A new species of bank bond called contingent convertibles, CoCos for short, offers yields far above what more senior bank bonds pay.

But CoCos are not ordinary bonds that get paid even if the issuing bank’s balance sheet shrivels. Rather, if the issuer’s capital falls below a designated level, the bonds are converted to common stock and bondholders wind up holding shares of a bank with bad loans and little value.

The question for advisors is whether clients should buy into a potential disaster or stick with lower-yielding senior bonds.

CoCos and the Canadian version – called Non-Viability Contingent Capital (NVCCs) – were invented in the wake of the 2008-09 global financial meltdown and are convertible debt with a string attached. If the issuing bank’s regulatory capital – defined as common stock, retained earnings and certain preferred stock – falls below a specified level, the regulator can swiftly turn the bonds into shares. European CoCos have what are called “high triggers” – that is, capital requirements that are easily breached.

Canadian NVCCs have lower triggers that are not so easily pulled by regulators. That these bonds can be turned into common stock makes them deeply subordinated. In contrast to senior bonds that would be honoured or their holders bailed out, holders of CoCo/NVCC bonds would take the issuer’s losses in their pocketbooks. They would hold common stock in what could be a worthless bank having bad loans.

The risks are not just theoretical. Deutsche Bank (DB) has about 4.6 billion euros ($6.4 billion) in outstanding CoCos. As of late February, the yields on the DB 6% nominal yield CoCos, which were trading at 85 euros for a bond with a face value of 100 euros, yielded 13%, up from 7.5% at the start of 2016, according to Bloomberg LLP.

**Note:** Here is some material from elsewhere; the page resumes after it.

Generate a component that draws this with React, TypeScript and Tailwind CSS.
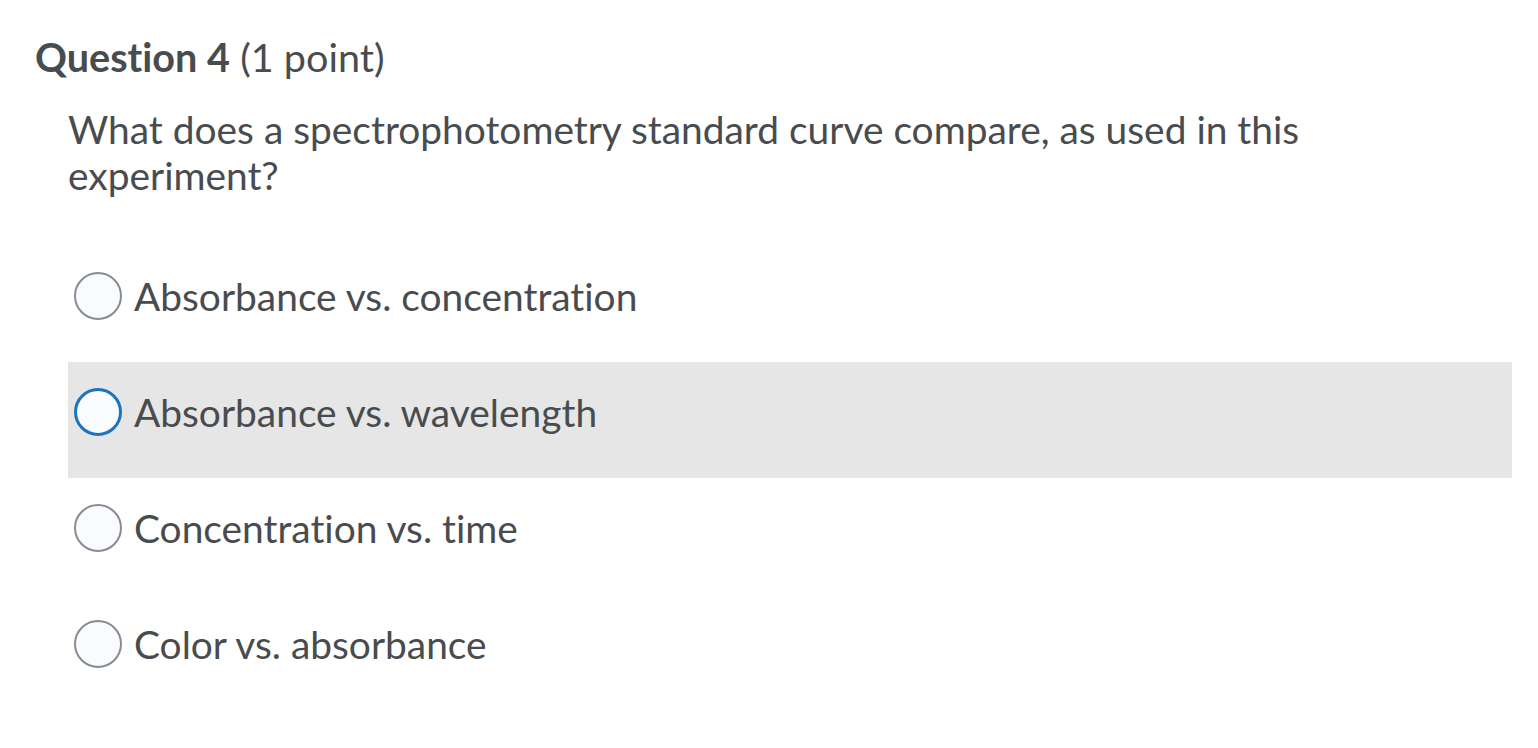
import React from "react";

const options = [
  "Absorbance vs. concentration",
  "Absorbance vs. wavelength",
  "Concentration vs. time",
  "Color vs. absorbance",
];

export default function App() {
  return (
    <div className="w-[1538px] h-[748px] bg-white text-[#494c4e] [font-variant-ligatures:none]" style={{ fontFamily: "Lato, 'Open Sans', sans-serif" }}>
      <div className="pl-[35px] pt-[34px]">
        <h2 className="text-[39.6px] leading-[46px]">
          <span className="font-bold">Question 4</span> <span>(1 point)</span>
        </h2>
      </div>
      <div className="pl-[68px] pr-[26px]">
        <p className="mt-[26px] text-[38.9px] leading-[46px] w-[1300px]">
          What does a spectrophotometry standard curve compare, as used in this experiment?
        </p>
        <div className="mt-[48px] flex flex-col">
          {options.map((o, i) => (
            <div key={o} className={`h-[116px] flex items-start pt-[26px] gap-[12px] pl-[6px] ${i === 1 ? "bg-[#e6e6e6]" : ""}`}>
              <div className={`w-[48px] h-[48px] rounded-full bg-[#f9fbff] ${i === 1 ? "border-[3px] border-[#1c74c0]" : "border-2 border-[#868c91]"}`} />
              <span className="text-[38.9px] leading-[48px]">{o}</span>
            </div>
          ))}
        </div>
      </div>
    </div>
  );
}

CoCos and NVCCs clearly are low-grade debt, but investors have rushed to buy them. After all, it’s hard to find government bonds that pay anything like they used to. Worse, central banks are testing the waters for “negative pay” bonds, which attract investors looking for riskless investments; these bonds ensure losses are less than they might be from stocks and corporate bonds.

Canadian banks remain solid. But the shock-absorbing NVCCs have attractive yields based on what could happen. For example, a Toronto-Dominion Bank (TD) 2.982% NVCC bond, callable on Sept. 30, 2020, recently traded at $98.21 with 276 basis points (bps) of yield over a Government of Canada bond of similar term with a 0.65% yield to maturity.

A senior conventional TD 2.563% issue due June 24, 2020, recently was priced at $102.71 to yield 1.97% to maturity, which is 132 bps over the Canada bond of similar term.

The question is whether the NVCC Canadian issue is underpriced, and thus a great value, or priced correctly for what may yet come to be. NVCC issues are generally rated at two notches down from the bank’s senior bonds.

Rating agencies have cut notches because the NVCC issues are subordinate: that’s one notch. The mandatory contingent conversion feature is the second notch.

Before choosing an NVCC, you need to ask how likely it is that a major Canadian chartered bank will cease to be viable. The Office of the Superintendent of Financial Institutions (OSFI)would, if minimum capital adequacy trigger points are breached, convert each NVCC note, without the holder’s consent, into fully paid and tradeable common shares of the bank.

How much risk is there in NVCCs? According to Chris Kresic, head of fixed income and senior partner at Jarislowsky Fraser Ltd. in Toronto, NVCC prices reflect the fact that Canada’s chartered banks were among the worst performers on the Toronto Stock Exchange in the past 12 months. “Bank stocks, in some sense, are a proxy for oil,” he explains. “Banks are under pressure from energy loans and from their uncertain position as new ways of clearing payments – like Apple Pay – develop. Yet, it is very unlikely that the banks would have their capital ratios so low that OSFI would trigger the NVCCs. It would have to be a depression scenario.”

For now, NVCCs are trading as just what they are – subordinated bank debt – and not as corporate junk, says Edward Jong, vice president and head of fixed-income for TriDelta Investment Counsel Inc. in Toronto.

CoCo issuance in Europe has all but ceased because of investor reluctance to accept their risks. However, Canadian banks continue to issue NVCCs.

On Feb. 26, for example, TD issued a 4.859% NVCC due March 4, 2031, and callable in 2026. It offers 360 basis points over a 10-year Government of Canada bond, and is the most recent NVCC issue in Canada.

How likely is it that TD’s capital would be wiped out in the next 15 years? “Not very,” says Jong. “But the bonds could get cheaper if lower interest rates arrive and compress term spreads and the resulting bank lending earnings.”

So, are NVCCs a buy? Yes, says James Hymas, president of Hymas Investment Management Inc. in Toronto. “The spreads over senior debt are attractive. You get a lot of yield increment for relatively little added risk compared to more senior bank bonds,” he says.